**What the task requires**
Make an exact copy of the entries below with the pictures removed.
··· Data provided
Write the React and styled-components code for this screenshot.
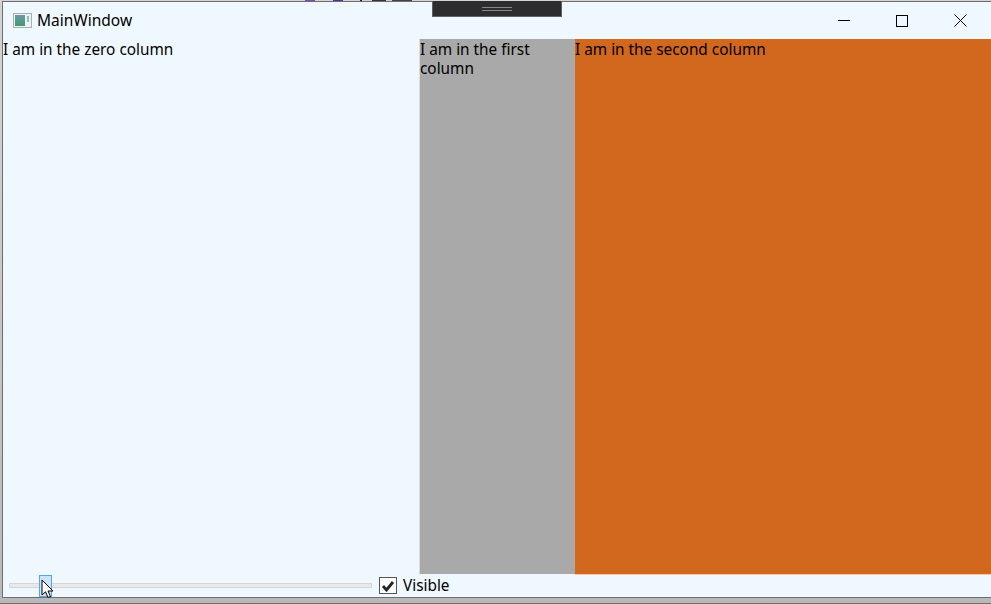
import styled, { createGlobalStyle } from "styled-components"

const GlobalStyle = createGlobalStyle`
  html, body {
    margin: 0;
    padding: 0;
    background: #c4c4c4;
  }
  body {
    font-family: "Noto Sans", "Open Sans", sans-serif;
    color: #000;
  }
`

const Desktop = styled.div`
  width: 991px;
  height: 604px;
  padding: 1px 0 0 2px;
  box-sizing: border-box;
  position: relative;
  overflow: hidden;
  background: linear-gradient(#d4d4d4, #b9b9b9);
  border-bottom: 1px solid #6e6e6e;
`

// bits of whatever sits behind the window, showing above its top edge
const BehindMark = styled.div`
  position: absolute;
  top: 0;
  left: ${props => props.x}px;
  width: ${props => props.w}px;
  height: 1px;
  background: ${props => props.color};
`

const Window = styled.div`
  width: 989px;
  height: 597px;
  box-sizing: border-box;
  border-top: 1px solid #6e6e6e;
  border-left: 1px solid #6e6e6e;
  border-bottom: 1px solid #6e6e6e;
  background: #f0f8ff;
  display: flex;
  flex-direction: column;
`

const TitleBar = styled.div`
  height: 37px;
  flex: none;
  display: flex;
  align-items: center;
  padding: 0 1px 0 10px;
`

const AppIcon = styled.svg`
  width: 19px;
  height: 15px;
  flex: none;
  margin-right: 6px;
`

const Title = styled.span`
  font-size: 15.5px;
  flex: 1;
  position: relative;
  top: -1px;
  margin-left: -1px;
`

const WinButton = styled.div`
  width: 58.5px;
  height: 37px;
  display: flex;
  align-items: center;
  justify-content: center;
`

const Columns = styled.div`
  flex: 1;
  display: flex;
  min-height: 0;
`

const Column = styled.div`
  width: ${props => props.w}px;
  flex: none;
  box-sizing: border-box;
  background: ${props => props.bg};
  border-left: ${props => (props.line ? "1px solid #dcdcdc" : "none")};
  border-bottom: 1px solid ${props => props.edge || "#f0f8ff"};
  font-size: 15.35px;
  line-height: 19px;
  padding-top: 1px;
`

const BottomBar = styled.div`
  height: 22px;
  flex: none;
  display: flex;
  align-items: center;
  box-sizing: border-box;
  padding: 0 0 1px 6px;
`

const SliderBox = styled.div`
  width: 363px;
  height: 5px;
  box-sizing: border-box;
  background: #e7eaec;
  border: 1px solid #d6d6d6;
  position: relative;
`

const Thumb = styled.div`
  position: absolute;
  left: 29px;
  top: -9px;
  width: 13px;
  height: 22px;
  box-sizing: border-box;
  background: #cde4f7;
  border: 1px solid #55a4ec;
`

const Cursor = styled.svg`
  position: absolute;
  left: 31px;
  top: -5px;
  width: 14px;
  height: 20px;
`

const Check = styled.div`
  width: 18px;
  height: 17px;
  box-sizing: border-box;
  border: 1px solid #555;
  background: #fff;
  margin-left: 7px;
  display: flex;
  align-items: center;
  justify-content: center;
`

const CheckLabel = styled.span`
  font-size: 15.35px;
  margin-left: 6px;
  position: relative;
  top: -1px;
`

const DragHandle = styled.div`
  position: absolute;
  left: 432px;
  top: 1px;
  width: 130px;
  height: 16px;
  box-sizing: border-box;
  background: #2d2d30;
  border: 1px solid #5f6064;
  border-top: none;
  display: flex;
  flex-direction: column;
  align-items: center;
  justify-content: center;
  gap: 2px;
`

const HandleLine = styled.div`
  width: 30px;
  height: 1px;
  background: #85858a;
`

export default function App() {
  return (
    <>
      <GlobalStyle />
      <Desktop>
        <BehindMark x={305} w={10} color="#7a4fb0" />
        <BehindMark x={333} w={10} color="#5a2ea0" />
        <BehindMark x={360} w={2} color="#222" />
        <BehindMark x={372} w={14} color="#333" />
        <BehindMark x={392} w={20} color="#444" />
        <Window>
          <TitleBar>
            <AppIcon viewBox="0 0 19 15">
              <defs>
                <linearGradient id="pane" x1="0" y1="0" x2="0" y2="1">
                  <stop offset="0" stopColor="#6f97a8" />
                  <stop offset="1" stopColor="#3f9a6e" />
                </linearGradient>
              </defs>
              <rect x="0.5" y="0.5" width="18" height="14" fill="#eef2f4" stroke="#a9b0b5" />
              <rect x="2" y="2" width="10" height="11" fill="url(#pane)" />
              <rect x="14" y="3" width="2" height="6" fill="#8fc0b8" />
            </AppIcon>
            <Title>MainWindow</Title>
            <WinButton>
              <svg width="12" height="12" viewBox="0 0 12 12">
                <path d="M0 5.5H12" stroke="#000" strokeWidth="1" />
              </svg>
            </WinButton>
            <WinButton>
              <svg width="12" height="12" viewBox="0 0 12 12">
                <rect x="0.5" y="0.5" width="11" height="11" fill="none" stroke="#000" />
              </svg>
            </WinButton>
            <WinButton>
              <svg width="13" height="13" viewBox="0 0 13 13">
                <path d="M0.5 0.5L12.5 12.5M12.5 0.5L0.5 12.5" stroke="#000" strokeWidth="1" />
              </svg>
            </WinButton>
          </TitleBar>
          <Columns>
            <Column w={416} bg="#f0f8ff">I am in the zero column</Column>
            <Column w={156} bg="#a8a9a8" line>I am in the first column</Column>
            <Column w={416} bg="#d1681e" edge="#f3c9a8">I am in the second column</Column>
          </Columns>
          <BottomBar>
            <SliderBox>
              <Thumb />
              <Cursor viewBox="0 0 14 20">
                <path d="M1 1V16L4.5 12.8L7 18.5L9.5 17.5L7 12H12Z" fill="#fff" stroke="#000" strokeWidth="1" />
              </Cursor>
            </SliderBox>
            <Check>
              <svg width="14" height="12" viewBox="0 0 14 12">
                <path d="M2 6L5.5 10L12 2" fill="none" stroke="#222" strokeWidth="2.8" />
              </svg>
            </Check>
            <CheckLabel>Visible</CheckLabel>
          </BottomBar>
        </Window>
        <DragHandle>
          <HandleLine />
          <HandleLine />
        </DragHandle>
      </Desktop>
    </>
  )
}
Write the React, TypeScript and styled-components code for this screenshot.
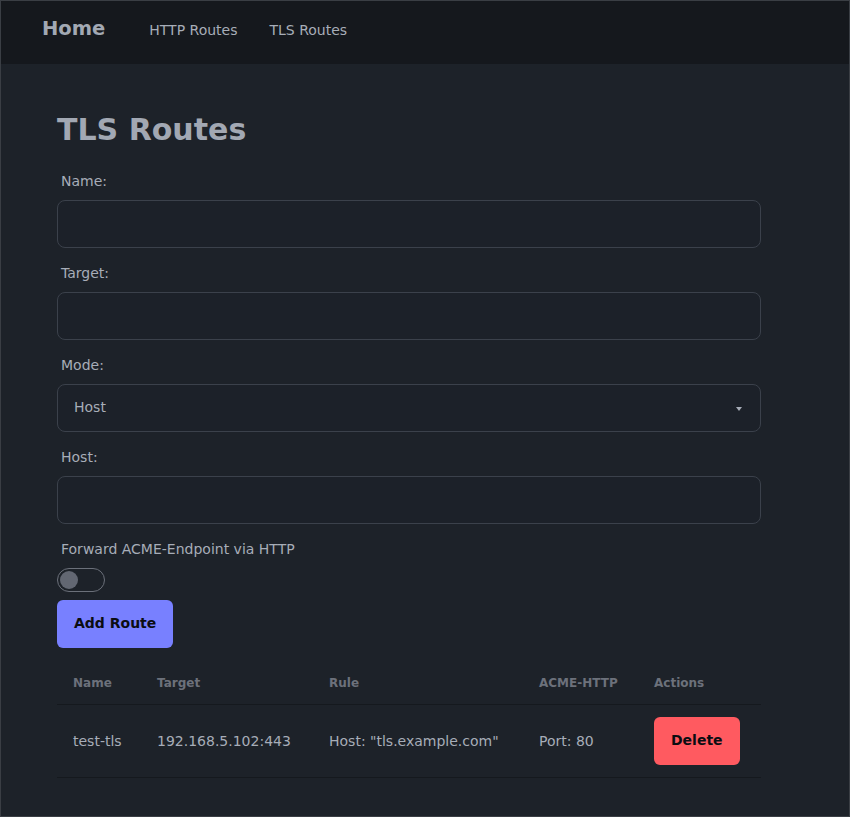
······
**Full solution**
Write the React and styled-components code for this screenshot.
import styled, { createGlobalStyle } from "styled-components"

const GlobalStyle = createGlobalStyle`
  html, body {
    margin: 0;
    padding: 0;
    background: #c4c4c4;
  }
  body {
    font-family: "Noto Sans", "Open Sans", sans-serif;
    color: #000;
  }
`

const Desktop = styled.div`
  width: 991px;
  height: 604px;
  padding: 1px 0 0 2px;
  box-sizing: border-box;
  position: relative;
  overflow: hidden;
  background: linear-gradient(#d4d4d4, #b9b9b9);
  border-bottom: 1px solid #6e6e6e;
`

// bits of whatever sits behind the window, showing above its top edge
const BehindMark = styled.div`
  position: absolute;
  top: 0;
  left: ${props => props.x}px;
  width: ${props => props.w}px;
  height: 1px;
  background: ${props => props.color};
`

const Window = styled.div`
  width: 989px;
  height: 597px;
  box-sizing: border-box;
  border-top: 1px solid #6e6e6e;
  border-left: 1px solid #6e6e6e;
  border-bottom: 1px solid #6e6e6e;
  background: #f0f8ff;
  display: flex;
  flex-direction: column;
`

const TitleBar = styled.div`
  height: 37px;
  flex: none;
  display: flex;
  align-items: center;
  padding: 0 1px 0 10px;
`

const AppIcon = styled.svg`
  width: 19px;
  height: 15px;
  flex: none;
  margin-right: 6px;
`

const Title = styled.span`
  font-size: 15.5px;
  flex: 1;
  position: relative;
  top: -1px;
  margin-left: -1px;
`

const WinButton = styled.div`
  width: 58.5px;
  height: 37px;
  display: flex;
  align-items: center;
  justify-content: center;
`

const Columns = styled.div`
  flex: 1;
  display: flex;
  min-height: 0;
`

const Column = styled.div`
  width: ${props => props.w}px;
  flex: none;
  box-sizing: border-box;
  background: ${props => props.bg};
  border-left: ${props => (props.line ? "1px solid #dcdcdc" : "none")};
  border-bottom: 1px solid ${props => props.edge || "#f0f8ff"};
  font-size: 15.35px;
  line-height: 19px;
  padding-top: 1px;
`

const BottomBar = styled.div`
  height: 22px;
  flex: none;
  display: flex;
  align-items: center;
  box-sizing: border-box;
  padding: 0 0 1px 6px;
`

const SliderBox = styled.div`
  width: 363px;
  height: 5px;
  box-sizing: border-box;
  background: #e7eaec;
  border: 1px solid #d6d6d6;
  position: relative;
`

const Thumb = styled.div`
  position: absolute;
  left: 29px;
  top: -9px;
  width: 13px;
  height: 22px;
  box-sizing: border-box;
  background: #cde4f7;
  border: 1px solid #55a4ec;
`

const Cursor = styled.svg`
  position: absolute;
  left: 31px;
  top: -5px;
  width: 14px;
  height: 20px;
`

const Check = styled.div`
  width: 18px;
  height: 17px;
  box-sizing: border-box;
  border: 1px solid #555;
  background: #fff;
  margin-left: 7px;
  display: flex;
  align-items: center;
  justify-content: center;
`

const CheckLabel = styled.span`
  font-size: 15.35px;
  margin-left: 6px;
  position: relative;
  top: -1px;
`

const DragHandle = styled.div`
  position: absolute;
  left: 432px;
  top: 1px;
  width: 130px;
  height: 16px;
  box-sizing: border-box;
  background: #2d2d30;
  border: 1px solid #5f6064;
  border-top: none;
  display: flex;
  flex-direction: column;
  align-items: center;
  justify-content: center;
  gap: 2px;
`

const HandleLine = styled.div`
  width: 30px;
  height: 1px;
  background: #85858a;
`

export default function App() {
  return (
    <>
      <GlobalStyle />
      <Desktop>
        <BehindMark x={305} w={10} color="#7a4fb0" />
        <BehindMark x={333} w={10} color="#5a2ea0" />
        <BehindMark x={360} w={2} color="#222" />
        <BehindMark x={372} w={14} color="#333" />
        <BehindMark x={392} w={20} color="#444" />
        <Window>
          <TitleBar>
            <AppIcon viewBox="0 0 19 15">
              <defs>
                <linearGradient id="pane" x1="0" y1="0" x2="0" y2="1">
                  <stop offset="0" stopColor="#6f97a8" />
                  <stop offset="1" stopColor="#3f9a6e" />
                </linearGradient>
              </defs>
              <rect x="0.5" y="0.5" width="18" height="14" fill="#eef2f4" stroke="#a9b0b5" />
              <rect x="2" y="2" width="10" height="11" fill="url(#pane)" />
              <rect x="14" y="3" width="2" height="6" fill="#8fc0b8" />
            </AppIcon>
            <Title>MainWindow</Title>
            <WinButton>
              <svg width="12" height="12" viewBox="0 0 12 12">
                <path d="M0 5.5H12" stroke="#000" strokeWidth="1" />
              </svg>
            </WinButton>
            <WinButton>
              <svg width="12" height="12" viewBox="0 0 12 12">
                <rect x="0.5" y="0.5" width="11" height="11" fill="none" stroke="#000" />
              </svg>
            </WinButton>
            <WinButton>
              <svg width="13" height="13" viewBox="0 0 13 13">
                <path d="M0.5 0.5L12.5 12.5M12.5 0.5L0.5 12.5" stroke="#000" strokeWidth="1" />
              </svg>
            </WinButton>
          </TitleBar>
          <Columns>
            <Column w={416} bg="#f0f8ff">I am in the zero column</Column>
            <Column w={156} bg="#a8a9a8" line>I am in the first column</Column>
            <Column w={416} bg="#d1681e" edge="#f3c9a8">I am in the second column</Column>
          </Columns>
          <BottomBar>
            <SliderBox>
              <Thumb />
              <Cursor viewBox="0 0 14 20">
                <path d="M1 1V16L4.5 12.8L7 18.5L9.5 17.5L7 12H12Z" fill="#fff" stroke="#000" strokeWidth="1" />
              </Cursor>
            </SliderBox>
            <Check>
              <svg width="14" height="12" viewBox="0 0 14 12">
                <path d="M2 6L5.5 10L12 2" fill="none" stroke="#222" strokeWidth="2.8" />
              </svg>
            </Check>
            <CheckLabel>Visible</CheckLabel>
          </BottomBar>
        </Window>
        <DragHandle>
          <HandleLine />
          <HandleLine />
        </DragHandle>
      </Desktop>
    </>
  )
}
Write the React, TypeScript and styled-components code for this screenshot.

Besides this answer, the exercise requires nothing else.